The expanding foam fills all the gaps and voids, conforming to the shape of the underlying cavity, and exerts controlled lifting pressure. The precision of polyjacking allows technicians to manage the rate of expansion and the lifting force, providing a more controlled and uniform lift compared to the heavier slurry used in mudjacking.
Practical Comparison of Repair Techniques
When selecting a repair method, homeowners weigh the practical differences between the two techniques, starting with the initial investment.
Cost and Longevity
Mudjacking is generally the less expensive option upfront, as the materials are less costly than the specialized polyurethane polymers. Polyjacking, while having a higher initial cost, often provides a longer-term solution that avoids the need for repeat repairs.

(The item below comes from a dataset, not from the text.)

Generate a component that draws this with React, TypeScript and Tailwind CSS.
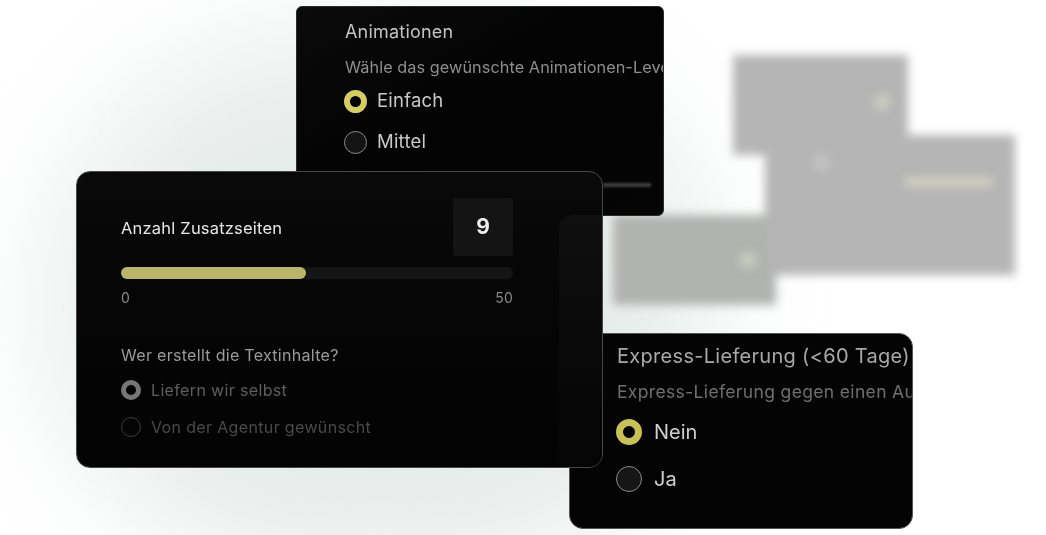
import * as React from "react";

const font = { fontFamily: "Inter, 'Noto Sans', sans-serif" };

interface RadioRowProps {
  label: string;
  selected?: boolean;
}

const TopRadio: React.FC<RadioRowProps> = ({ label, selected }) => (
  <div className="flex items-center gap-[10px] h-[24px]">
    <div
      className={
        selected
          ? "w-[23px] h-[23px] rounded-full border-[6px] border-[#d6ce5e] bg-black"
          : "w-[23px] h-[23px] rounded-full border border-[#8a8a8a] bg-[#141414]"
      }
    ></div>
    <div className="text-[18.5px] text-[#c9c9c9] tracking-[0.2px]">{label}</div>
  </div>
);

const BottomRadio: React.FC<RadioRowProps> = ({ label, selected }) => (
  <div className="flex items-center gap-[12px] h-[26px]">
    <div
      className={
        selected
          ? "w-[26px] h-[26px] rounded-full border-[7px] border-[#c9c155] bg-black"
          : "w-[26px] h-[26px] rounded-full border border-[#8a8a8a] bg-[#161616]"
      }
    ></div>
    <div className="text-[20px] text-[#d0d0d0]">{label}</div>
  </div>
);

const BlurredCards = () => (
  <>
    <div className="absolute left-[733px] top-[55px] w-[175px] h-[100px] bg-[#b5b5b5] blur-[5px]"></div>
    <div className="absolute left-[765px] top-[135px] w-[250px] h-[140px] bg-[#b5b5b5] blur-[5px]"></div>
    <div className="absolute left-[613px] top-[215px] w-[163px] h-[90px] bg-[#b1b3b1] blur-[5px]"></div>
    <div className="absolute left-[874px] top-[94px] w-[16px] h-[16px] rounded-full bg-[#cdcec0] blur-[5px]"></div>
    <div className="absolute left-[904px] top-[177px] w-[90px] h-[10px] rounded-full bg-[#cfcfc0] blur-[4px]"></div>
    <div className="absolute left-[812px] top-[154px] w-[18px] h-[18px] rounded-full bg-[#c2c2c2] blur-[5px]"></div>
    <div className="absolute left-[740px] top-[252px] w-[16px] h-[16px] rounded-full bg-[#cbcdbe] blur-[5px]"></div>
  </>
);

const App: React.FC = () => {
  return (
    <div
      className="relative w-[1046px] h-[535px] overflow-hidden bg-white"
      style={font}
    >
      {/* soft backdrop glow */}
      <div className="absolute left-[50px] top-[40px] w-[660px] h-[530px] rounded-full bg-[#e6ecea] blur-[60px]"></div>

      <BlurredCards />

      {/* Animationen */}
      <div className="absolute left-[296px] top-[6px] w-[368px] h-[210px] rounded-[6px] border border-[#2a2a2a] bg-gradient-to-br from-[#0b0b0b] via-[#030303] to-[#050505] overflow-hidden pl-[48px] pt-[12px] whitespace-nowrap blur-[0.4px]">
        <div className="text-[18px] leading-[26px] text-[#c4c4c4] tracking-[0.2px]">Animationen</div>
        <div className="mt-[10px] text-[16.3px] leading-[24px] text-[#8f8f8f] tracking-[0.05px]">
          Wähle das gewünschte Animationen-Level
        </div>
        <div className="mt-[10px] flex flex-col gap-[17px] -ml-[1px]">
          <TopRadio label="Einfach" selected />
          <TopRadio label="Mittel" />
        </div>
        <div className="absolute left-[306px] top-[176px] w-[48px] h-[4px] bg-[#3c3c3c] blur-[1px]"></div>
      </div>

      {/* Express-Lieferung */}
      <div className="absolute left-[569px] top-[333px] w-[344px] h-[196px] rounded-[14px] border border-[#555555] bg-[#040404] overflow-hidden pl-[47px] pt-[8px] whitespace-nowrap blur-[0.4px]">
        <div className="text-[20px] leading-[28px] text-[#a8a8a8] tracking-[0.3px]">Express-Lieferung (&lt;60 Tage)</div>
        <div className="mt-[9px] text-[17.5px] leading-[26px] text-[#6f6f6f] tracking-[0.35px]">
          Express-Lieferung gegen einen Aufpreis
        </div>
        <div className="mt-[14px] -ml-[1px] flex flex-col gap-[21px]">
          <BottomRadio label="Nein" selected />
          <BottomRadio label="Ja" />
        </div>
      </div>

      {/* Anzahl Zusatzseiten */}
      <div className="absolute left-[76px] top-[171px] w-[527px] h-[297px] rounded-[14px] border border-[#484848] bg-gradient-to-b from-[#090909] to-[#030303] overflow-hidden pl-[44px] pr-[89px] pt-[26px] blur-[0.4px]">
        <div className="absolute right-0 top-[43px] w-[43px] h-[254px] rounded-tl-[14px] bg-gradient-to-b from-[#0f0f0f] to-[#050505]"></div>
        <div className="flex items-center justify-between h-[58px]">
          <div className="text-[16.5px] text-[#e8e8e8] tracking-[0.2px] pt-[2px]">Anzahl Zusatzseiten</div>
          <div className="w-[60px] h-[58px] rounded-[3px] bg-[#141414] flex items-center justify-center text-[21px] font-bold text-[#ededed]">
            9
          </div>
        </div>
        <div className="mt-[11px] h-[12px] rounded-full bg-[#151515]">
          <div className="w-[185px] h-[12px] rounded-full bg-[#bab568]"></div>
        </div>
        <div className="mt-[9px] flex justify-between text-[14px] leading-[20px] text-[#8a8a8a] tracking-[0.2px]">
          <div>0</div>
          <div>50</div>
        </div>
        <div className="mt-[35px] text-[16px] leading-[24px] text-[#9a9a9a] tracking-[0.3px]">Wer erstellt die Textinhalte?</div>
        <div className="mt-[13px] flex flex-col gap-[17px]">
          <div className="flex items-center gap-[10px] h-[20px]">
            <div className="w-[20px] h-[20px] rounded-full border-[5px] border-[#767676] bg-black"></div>
            <div className="text-[16px] text-[#5f5f5f] tracking-[0.35px]">Liefern wir selbst</div>
          </div>
          <div className="flex items-center gap-[10px] h-[20px]">
            <div className="w-[20px] h-[20px] rounded-full border border-[#3c3c3c] bg-[#050505]"></div>
            <div className="text-[16px] text-[#4a4a4a] tracking-[0.35px]">Von der Agentur gewünscht</div>
          </div>
        </div>
      </div>
    </div>
  );
};

export default App;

Material Weight and Durability
Durability and material weight are significant differentiators between the two methods. The mudjacking slurry can weigh up to 100 pounds per cubic foot, adding significant stress to the already compromised sub-base, which can sometimes lead to re-settlement. Polyurethane foam is extremely lightweight, typically weighing only 2 to 4 pounds per cubic foot. This reduces the load on the underlying soil and minimizes the risk of future compression.
Invasiveness and Curing Time
The invasiveness of the repair process affects the final appearance and convenience for the homeowner. Mudjacking requires larger injection holes that are more visible after patching. The material needs 24 to 72 hours to cure before the surface can be fully used. Polyurethane foam injection requires small, dime-sized holes that are easily concealed. The foam sets almost instantly, allowing for immediate return to service in a matter of minutes. Furthermore, polyurethane is hydrophobic and resists washout, providing better long-term stability against water erosion compared to the cementitious slurry.